What the EITC doesn’t do is help people who don’t have kids or who have kids but don’t have custody of them. That’s why MDRC conducted a study in New York City and Atlanta to see the impact of extending the EITC to single adults.

Why is it important to help single or childless workers? Well, because when wages and employment rates fall, low-skilled, low-income workers get hurt the most, and that particular segment of the workforce includes a lot of single people! And there’s another tidbit to consider: Many of these adults in fact do have children but are not the custodial parent. So even when they don’t have kids in their households, they are responsible for children.

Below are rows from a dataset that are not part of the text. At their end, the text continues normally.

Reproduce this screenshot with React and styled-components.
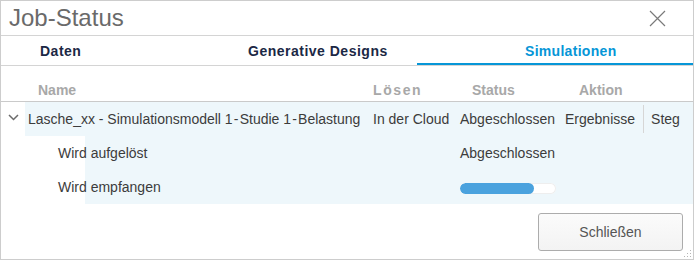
import React from 'react';
import styled, { createGlobalStyle } from 'styled-components';

const GlobalStyle = createGlobalStyle`
  html, body {
    margin: 0;
    padding: 0;
    background: #fff;
  }
  * {
    box-sizing: border-box;
  }
`;

const COLUMNS = '24px 348px 87px 105px 1fr';

const Dialog = styled.div`
  position: relative;
  display: flex;
  flex-direction: column;
  width: 694px;
  height: 260px;
  border: 1px solid #cdcdcd;
  background: #fff;
  font-family: "Liberation Sans", Arial, sans-serif;
  color: #3c3c3c;
`;

const Header = styled.div`
  display: flex;
  align-items: center;
  justify-content: space-between;
  height: 35px;
  padding: 0 27px 0 8px;
  border-bottom: 1px solid #d4d4d4;
`;

const Title = styled.h1`
  margin: 0;
  font-size: 24px;
  font-weight: normal;
  color: #6a6a6a;
  line-height: 28px;
`;

const CloseButton = styled.button`
  display: flex;
  padding: 0;
  border: 0;
  background: none;
  cursor: pointer;
`;

const Tabs = styled.div`
  display: grid;
  grid-template-columns: 207px 209px 1fr;
  height: 30px;
  border-bottom: 1px solid #d4d4d4;
`;

const Tab = styled.div`
  display: flex;
  align-items: center;
  padding-left: ${p => p.$indent}px;
  font-size: 14px;
  font-weight: bold;
  letter-spacing: ${p => (p.$active ? '0.3px' : '0.5px')};
  color: ${p => (p.$active ? '#0696d7' : '#1b2845')};
  box-shadow: ${p => (p.$active ? 'inset 0 -2px 0 #0696d7' : 'none')};
`;

const HeadRow = styled.div`
  display: grid;
  grid-template-columns: ${COLUMNS};
  align-items: end;
  height: 36px;
  padding-bottom: 3px;
  border-bottom: 1px solid #cacaca;
`;

const HeadCell = styled.div`
  padding-left: ${p => p.$indent || 0}px;
  font-size: 14px;
  font-weight: bold;
  line-height: 16px;
  color: #a8a8a8;
  letter-spacing: ${p => (p.$spaced ? '1.6px' : '0')};
`;

const Row = styled.div`
  display: grid;
  grid-template-columns: ${COLUMNS};
  align-items: center;
  height: 34px;
  font-size: 14px;
  white-space: nowrap;
  background: linear-gradient(to right, transparent ${p => p.$inset}px, #eef7fb ${p => p.$inset}px);
`;

const Cell = styled.div`
  display: flex;
  align-items: center;
  padding-left: ${p => p.$indent || 0}px;
`;

const Toggle = styled.span`
  display: flex;
  padding-left: 7px;
  padding-bottom: 4px;
`;

const Action = styled.span`
  color: #3c3c3c;
  cursor: pointer;
  & + & {
    margin-left: 8px;
    padding: 6px 0 6px 7px;
    border-left: 1px solid #d6d6d6;
  }
`;

const Progress = styled.div`
  width: 96px;
  height: 11px;
  margin-top: 2px;
  border-radius: 6px;
  background: #fff;
  box-shadow: inset 0 0 0 1px #eeeeee;
  overflow: hidden;
`;

const ProgressFill = styled.div`
  height: 100%;
  border-radius: 6px;
  background: #4aa2de;
`;

const Footer = styled.div`
  display: flex;
  justify-content: flex-end;
  padding: 9px 10px 0 0;
`;

const Button = styled.button`
  width: 145px;
  height: 38px;
  border: 1px solid #acacac;
  border-radius: 3px;
  background: linear-gradient(#fbfbfb, #f3f3f3);
  font-family: "Liberation Sans", Arial, sans-serif;
  font-size: 14px;
  color: #555;
  cursor: pointer;
`;

const Grip = styled.svg`
  position: absolute;
  right: 1px;
  bottom: 1px;
`;

const Chevron = () => (
  <svg width="11" height="7" viewBox="0 0 11 7">
    <path d="M1 1 L5.5 5.5 L10 1" fill="none" stroke="#6b6b6b" strokeWidth="1.5" />
  </svg>
);

const CloseIcon = () => (
  <svg width="17" height="17" viewBox="0 0 17 17">
    <path d="M1 1 L16 16 M16 1 L1 16" stroke="#7a7a7a" strokeWidth="1.2" />
  </svg>
);

const tasks = [
  { name: 'Wird aufgelöst', status: 'Abgeschlossen' },
  { name: 'Wird empfangen', progress: 77 },
];

const App = () => (
  <>
    <GlobalStyle />
    <Dialog>
      <Header>
        <Title>Job-Status</Title>
        <CloseButton aria-label="Schließen">
          <CloseIcon />
        </CloseButton>
      </Header>
      <Tabs>
        <Tab $indent={39}>Daten</Tab>
        <Tab $indent={40}>Generative Designs</Tab>
        <Tab $indent={108} $active>Simulationen</Tab>
      </Tabs>
      <HeadRow>
        <span />
        <HeadCell $indent={13}>Name</HeadCell>
        <HeadCell $spaced>Lösen</HeadCell>
        <HeadCell $indent={12}>Status</HeadCell>
        <HeadCell $indent={14}>Aktion</HeadCell>
      </HeadRow>
      <Row $inset={24}>
        <Toggle><Chevron /></Toggle>
        <Cell $indent={3}>Lasche_xx - Simulationsmodell 1{'\u200A'}-{'\u200A'}Studie 1{'\u200A'}-{'\u200A'}Belastung</Cell>
        <Cell>In der Cloud</Cell>
        <Cell>Abgeschlossen</Cell>
        <Cell>
          <Action>Ergebnisse</Action>
          <Action>Steg</Action>
        </Cell>
      </Row>
      {tasks.map(task => (
        <Row key={task.name} $inset={84}>
          <span />
          <Cell $indent={33}>{task.name}</Cell>
          <span />
          <Cell>
            {task.status || (
              <Progress>
                <ProgressFill style={{ width: `${task.progress}%` }} />
              </Progress>
            )}
          </Cell>
          <span />
        </Row>
      ))}
      <Footer>
        <Button>Schließen</Button>
      </Footer>
      <Grip width="8" height="8" viewBox="0 0 8 8">
        <rect x="6" y="0" width="1" height="1" fill="#b5b5b5" />
        <rect x="3" y="3" width="1" height="1" fill="#b5b5b5" />
        <rect x="6" y="3" width="1" height="1" fill="#b5b5b5" />
        <rect x="0" y="6" width="1" height="1" fill="#b5b5b5" />
        <rect x="3" y="6" width="1" height="1" fill="#b5b5b5" />
        <rect x="6" y="6" width="1" height="1" fill="#b5b5b5" />
      </Grip>
    </Dialog>
  </>
);

export default App;
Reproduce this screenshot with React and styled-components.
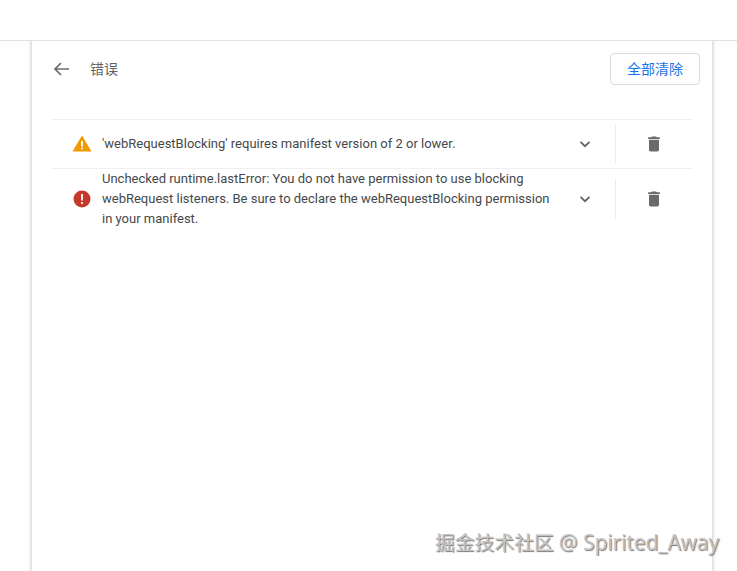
import React from 'react';
import styled, { createGlobalStyle } from 'styled-components';

const GlobalStyle = createGlobalStyle`
  html, body {
    margin: 0;
    height: 100%;
    background: #fff;
    overflow: hidden;
  }
  body {
    font-family: Roboto, "Noto Sans CJK SC", sans-serif;
  }
`;

const Page = styled.div`
  position: relative;
  width: 737px;
  height: 571px;
  overflow: hidden;
  display: flex;
  flex-direction: column;
`;

const TopBar = styled.div`
  height: 40px;
  flex: none;
  background: #fff;
  border-bottom: 1px solid #e0e0e0;
  position: relative;
  z-index: 1;
`;

const Body = styled.div`
  flex: 1;
  padding-left: 32px;
  display: flex;
  background: #fefefe;
`;

const Card = styled.div`
  width: 680px;
  box-sizing: border-box;
  background: #fff;
  box-shadow: 0 0 3px 1px rgba(60, 64, 67, 0.25);
  padding: 12px 12px 0 20px;
`;

const CardHeader = styled.div`
  display: flex;
  align-items: center;
  height: 32px;
  margin-bottom: 34px;
`;

const BackButton = styled.svg`
  width: 20px;
  height: 20px;
  flex: none;
  margin-left: -1px;
  color: #6a6d70;
`;

const Title = styled.h1`
  margin: -3px 0 0 19px;
  flex: 1;
  font-size: 14px;
  font-weight: 400;
  color: #5f6368;
`;

const ClearButton = styled.button`
  width: 90px;
  height: 32px;
  box-sizing: border-box;
  border: 1px solid #dadce0;
  border-radius: 4px;
  background: #fff;
  color: #1a73e8;
  font-family: inherit;
  font-size: 14px;
  padding: 0 0 3px;
`;

const List = styled.ul`
  list-style: none;
  margin: 0;
  padding: 0;
  width: 640px;
`;

const Row = styled.li`
  display: flex;
  align-items: center;
  border-top: 1px solid #f0f0f0;
  min-height: 48px;
  padding-left: 20px;
`;

const SeverityIcon = styled.svg`
  width: 20px;
  height: 20px;
  flex: none;
`;

const Message = styled.div`
  width: 456px;
  flex: none;
  margin-left: 10px;
  font-size: 13px;
  line-height: 20px;
  color: #45484b;
`;

const Chevron = styled.svg`
  width: 18px;
  height: 18px;
  flex: none;
  margin-left: 18px;
  color: #5f6368;
`;

const Actions = styled.div`
  flex: none;
  margin-left: 21px;
  width: 75px;
  height: 40px;
  border-left: 1px solid #eeeeee;
  display: flex;
  align-items: center;
  justify-content: center;
`;

const Trash = styled.svg`
  width: 20px;
  height: 20px;
  color: #686b6e;
`;

const Watermark = styled.div`
  position: absolute;
  left: 435px;
  top: 529px;
  font-size: 19.8px;
  line-height: 26px;
  white-space: nowrap;
  color: #c4c4c4;
  text-shadow: 1px 1px 1px #777;
  font-family: "Open Sans", "Noto Sans CJK SC", sans-serif;
  z-index: 2;
`;

const WatermarkName = styled.span`
  font-size: 20.9px;
`;

const rows = [
  { id: 1, kind: 'warn', text: "'webRequestBlocking' requires manifest version of 2 or lower." },
  {
    id: 2,
    kind: 'error',
    text: 'Unchecked runtime.lastError: You do not have permission to use blocking webRequest listeners. Be sure to declare the webRequestBlocking permission in your manifest.',
  },
];

const WarnIcon = () => (
  <SeverityIcon viewBox="0 0 20 20">
    <path d="M10 1.5 L19.5 17.5 H0.5 Z" fill="#f29900" />
    <rect x="9.1" y="7" width="1.8" height="5.5" fill="#fff" />
    <rect x="9.1" y="13.5" width="1.8" height="1.8" fill="#fff" />
  </SeverityIcon>
);

const ErrorIcon = () => (
  <SeverityIcon viewBox="0 0 20 20">
    <circle cx="10" cy="10" r="8.5" fill="#c5392b" />
    <rect x="9.1" y="5" width="1.8" height="6.5" fill="#fff" />
    <rect x="9.1" y="13" width="1.8" height="1.9" fill="#fff" />
  </SeverityIcon>
);

const App = () => (
  <Page>
    <GlobalStyle />
    <TopBar />
    <Body>
      <Card>
        <CardHeader>
          <BackButton viewBox="0 0 20 20">
            <path d="M18 10 H5 M10 4 L4 10 L10 16" fill="none" stroke="currentColor" strokeWidth="1.7" />
          </BackButton>
          <Title>错误</Title>
          <ClearButton>全部清除</ClearButton>
        </CardHeader>
        <List>
          {rows.map((row) => (
            <Row key={row.id}>
              {row.kind === 'warn' ? <WarnIcon /> : <ErrorIcon />}
              <Message>{row.text}</Message>
              <Chevron viewBox="0 0 18 18">
                <path d="M4.5 6.8 L9 11.2 L13.5 6.8" fill="none" stroke="currentColor" strokeWidth="1.7" />
              </Chevron>
              <Actions>
                <Trash viewBox="0 0 24 24">
                  <path d="M6 19c0 1.1.9 2 2 2h8c1.1 0 2-.9 2-2V7H6v12zM19 4h-3.5l-1-1h-5l-1 1H5v2h14V4z" fill="currentColor" />
                </Trash>
              </Actions>
            </Row>
          ))}
        </List>
      </Card>
    </Body>
    <Watermark>掘金技术社区 <WatermarkName>@ Spirited_Away</WatermarkName></Watermark>
  </Page>
);

export default App;
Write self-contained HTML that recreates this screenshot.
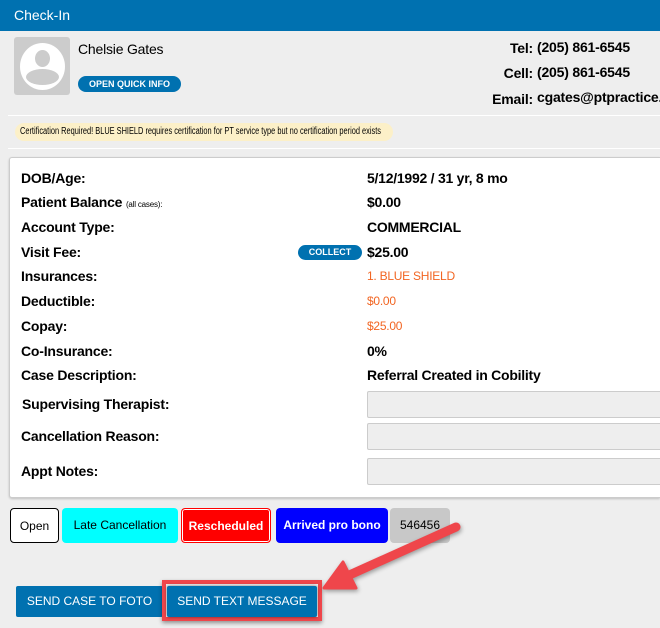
<!DOCTYPE html>
<html><head><meta charset="utf-8"><style>
*{margin:0;padding:0;box-sizing:border-box}
html,body{width:660px;height:628px;overflow:hidden}
body{background:#eee;font-family:"Liberation Sans",Arial,sans-serif;position:relative;color:#000}
#w{position:absolute;left:0;top:0;width:660px;height:628px;overflow:hidden}
.a{position:absolute;white-space:nowrap}
.hdr{left:0;top:0;width:660px;height:31px;background:#0071b0;color:#fff;font-size:14px;line-height:31px;padding-left:14px}
.b{font-weight:bold;font-size:14px;letter-spacing:-0.2px}
.pill{background:#0071b0;color:#fff;font-weight:bold;font-size:9px;border-radius:9px;text-align:center}
.lbl{left:21px;font-weight:bold;font-size:14px;letter-spacing:-0.2px}
.val{left:367px;font-weight:bold;font-size:14px;letter-spacing:-0.25px}
.or{color:#f26522;font-weight:normal;font-size:12px}
.inp{left:367px;width:293px;height:27px;background:#eee;border:1px solid #ccc;border-right:none;border-radius:2px 0 0 2px}
.st{top:508px;height:35px;border-radius:4px;font-size:12px;line-height:35px;text-align:center}
.btn{top:586px;height:31px;background:#0071b0;color:#fff;font-size:12px;line-height:31px;text-align:center;border-radius:2px}
</style></head><body><div id="w">
<div class="a hdr">Check-In</div>
<div class="a" style="left:14px;top:37px;width:56px;height:58px;background:#ccc;border-radius:3px;overflow:hidden">
<div class="a" style="left:6px;top:6px;width:45px;height:47px;background:#fff;border-radius:50%"></div>
<div class="a" style="left:21px;top:13px;width:15px;height:17px;background:#ccc;border-radius:50%"></div>
<div class="a" style="left:12px;top:32px;width:33px;height:16px;background:#ccc;border-radius:50%"></div>
</div>
<div class="a" style="left:78px;top:41px;font-size:14px;letter-spacing:-0.2px">Chelsie Gates</div>
<div class="a pill" style="left:78px;top:76px;width:103px;height:16px;line-height:16px">OPEN QUICK INFO</div>
<div class="a b" style="right:127px;top:40px">Tel:</div><div class="a b" style="left:537px;top:39px">(205) 861-6545</div>
<div class="a b" style="right:127px;top:65px">Cell:</div><div class="a b" style="left:537px;top:64px">(205) 861-6545</div>
<div class="a b" style="right:127px;top:91px">Email:</div><div class="a b" style="left:537px;top:89px;width:123px;overflow:hidden">cgates@ptpractice.com</div>
<div class="a" style="left:8px;top:115px;width:652px;height:1px;background:#fff"></div>
<div class="a" style="left:15px;top:123px;width:378px;height:18px;background:#fcf0c8;border-radius:9px;overflow:hidden"><span class="a" style="left:5px;top:0;font-size:10px;line-height:18px;transform:scaleX(.74);transform-origin:0 0">Certification Required! BLUE SHIELD requires certification for PT service type but no certification period exists</span></div>
<div class="a" style="left:8px;top:148px;width:652px;height:1px;background:#fff"></div>
<div class="a" style="left:9px;top:157px;width:651px;height:341px;background:#fff;border:1px solid #ccc;border-right:none;border-radius:3px 0 0 3px;box-shadow:0 1px 2px rgba(0,0,0,.2)"></div>
<div class="a lbl" style="top:170px">DOB/Age:</div><div class="a val" style="top:170px">5/12/1992 / 31 yr, 8 mo</div>
<div class="a lbl" style="top:194px">Patient Balance <span style="font-weight:normal;font-size:8px">(all cases):</span></div><div class="a val" style="top:194px">$0.00</div>
<div class="a lbl" style="top:219px">Account Type:</div><div class="a val" style="top:219px">COMMERCIAL</div>
<div class="a lbl" style="top:244px">Visit Fee:</div><div class="a pill" style="left:298px;top:245px;width:64px;height:15px;line-height:15px">COLLECT</div><div class="a val" style="top:244px">$25.00</div>
<div class="a lbl" style="top:268px">Insurances:</div><div class="a val or" style="top:269px">1. BLUE SHIELD</div>
<div class="a lbl" style="top:293px">Deductible:</div><div class="a val or" style="top:294px">$0.00</div>
<div class="a lbl" style="top:318px">Copay:</div><div class="a val or" style="top:319px">$25.00</div>
<div class="a lbl" style="top:343px">Co-Insurance:</div><div class="a val" style="top:343px">0%</div>
<div class="a lbl" style="top:367px">Case Description:</div><div class="a val" style="top:367px">Referral Created in Cobility</div>
<div class="a lbl" style="top:396px;left:22px">Supervising Therapist:</div><div class="a inp" style="top:391px"></div>
<div class="a lbl" style="top:428px">Cancellation Reason:</div><div class="a inp" style="top:423px"></div>
<div class="a lbl" style="top:463px">Appt Notes:</div><div class="a inp" style="top:458px"></div>
<div class="a st" style="left:10px;width:49px;background:#fff;border:1px solid #000">Open</div>
<div class="a st" style="left:62px;width:116px;background:#0ff">Late Cancellation</div>
<div class="a st" style="left:181px;width:90px;background:#f00;color:#fff;font-weight:bold;border:1px solid #f00;box-shadow:inset 0 0 0 1px #fff">Rescheduled</div>
<div class="a st" style="left:276px;width:112px;background:#00f;color:#fff;font-weight:bold">Arrived pro bono</div>
<div class="a st" style="left:390px;width:60px;background:#c8c8c8">546456</div>
<div class="a btn" style="left:16px;width:147px">SEND CASE TO FOTO</div>
<div class="a" style="left:162px;top:580px;width:160px;height:41px;border:4px solid #ef464b;box-shadow:0 2px 4px rgba(0,0,0,.4)"></div>
<div class="a btn" style="left:167px;width:150px;box-shadow:0 0 3px rgba(0,0,0,.5)">SEND TEXT MESSAGE</div>
<svg class="a" style="left:0;top:0" width="660" height="628"><g style="filter:drop-shadow(1px 2px 2px rgba(0,0,0,.35))">
<line x1="456" y1="527" x2="345" y2="577" stroke="#ef464b" stroke-width="9" stroke-linecap="round"/>
<polygon points="324,588 343,562 356,588" fill="#ef464b" stroke="#ef464b" stroke-width="3" stroke-linejoin="round"/></g></svg>
</div></body></html>
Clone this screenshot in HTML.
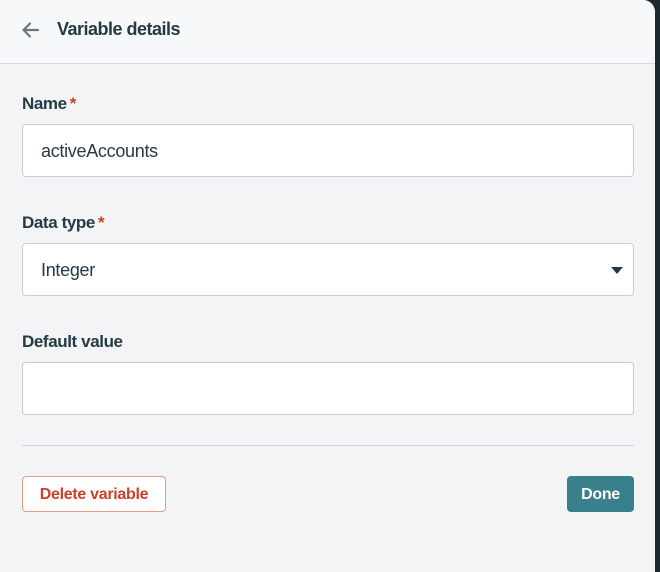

The three-year MDRC study in New York concluded that when people received the extra boost to their income (which maxed out at $2,000 per year for three years), they not only increased their pay, but the number of people employed also increased.

An added bonus to the uptick in incomes is that a significant segment of people in the pilot program ended up paying more of their court-ordered child support payments!

Paycheck Plus recipients paid an average of $54 per month more in child support than individuals in the control group — a 39 percent increase.

An additional benefit found in the study is that when people used the EITC, they actually filed their taxes. Now, that may seem like a negative to some — paying taxes isn’t exactly high on the list of stuff to be happy about — but paying taxes is a civic responsibility, even a legal requirement. And saying that you pay taxes is actually a common way of arguing that you have a say in how this country is run. So, hurray for the humblebrag. Now stand up and be counted.

EITC isn’t the be-all answer to ending poverty, and the tax credit does suffer from high error rates, but as a means of pulling people off the couch, it is a good way to encourage and reward work, and work is a formidable tool for helping people get more than just money. It is a means for providing dignity and learning skills that enable workers to aim higher for themselves. That path starts with the first dollar earned.